On Wednesday, Facebook CEO and much-rumored presidential hopeful Mark Zuckerberg posted to his personal page explaining why the company would renew efforts to crack down on hate speech across the site, citing the terrible violence that transpired at a white supremacist rally in Charlottesville, Virginia on August 12th.
The same night, though, the Wall Street Journal reported that Zuckerberg has some experience with calls coming from inside the house. Approximately a month after the 2016 elections, Facebook management took down an internal group for Facebook employees called “FB Anon” as part of a larger crackdown on anonymous posting.
The title of the group was an obvious callback to the Anonymous movement which spawned out of imageboards like 4chan and its even seedier cousin 8chan. According to the WSJ report, Zuckerberg’s employees began using the group as a venue as a “hub for employees who backed Donald Trump’s candidacy” and “conservative political debate that sometimes degenerated into racist or sexist comments.”

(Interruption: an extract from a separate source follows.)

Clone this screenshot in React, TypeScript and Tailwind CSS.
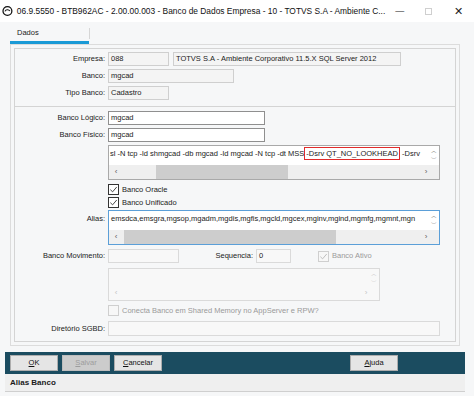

It’s not entirely clear from the WSJ report or another article on Business Insider what kinds of racist or sexist comments were getting posted to the FB Anon group. One post cited in the WSJ account seemed along the lines of fired Google engineer James Damore-style bigotry masquerading as scientific truth, arguing Facebook had lowered its standards to admit more female engineers. Frankly, considering this particular president’s supporters, it would be surprising if there wasn’t some debate over who is or isn’t a “cuck.”
Per the Business Insider report, after Facebook management shut down the group, posters featuring an anime character and the words “Silenced, but not silent” began appearing across the company’s campus.
None of this undermines Zuckerberg’s personal thoughts on what Facebook needs to do in the wake of Charlottesville, of course, and his post seemed about as heartfelt as a statement from the chief of a major corporation generally gets.
But the WSJ report notes management’s response to the FB Anon group “illustrates Facebook’s struggle to cultivate open, freewheeling debate, while still following company rules of decency to not alienate employees with racist and sexist views”—and one casualty of the shutdown was another anonymous page for female and minority employees to discuss allegations of mistreatment at the company.
The company has long done poorly at hiring a diverse workforce. While it freely admits the dance between discouraging hate speech and censorship is difficult, critics continue to insist its emphasis on removing only the most extreme content is a laissez-faire approach that has allowed hate speech to proliferate on the site.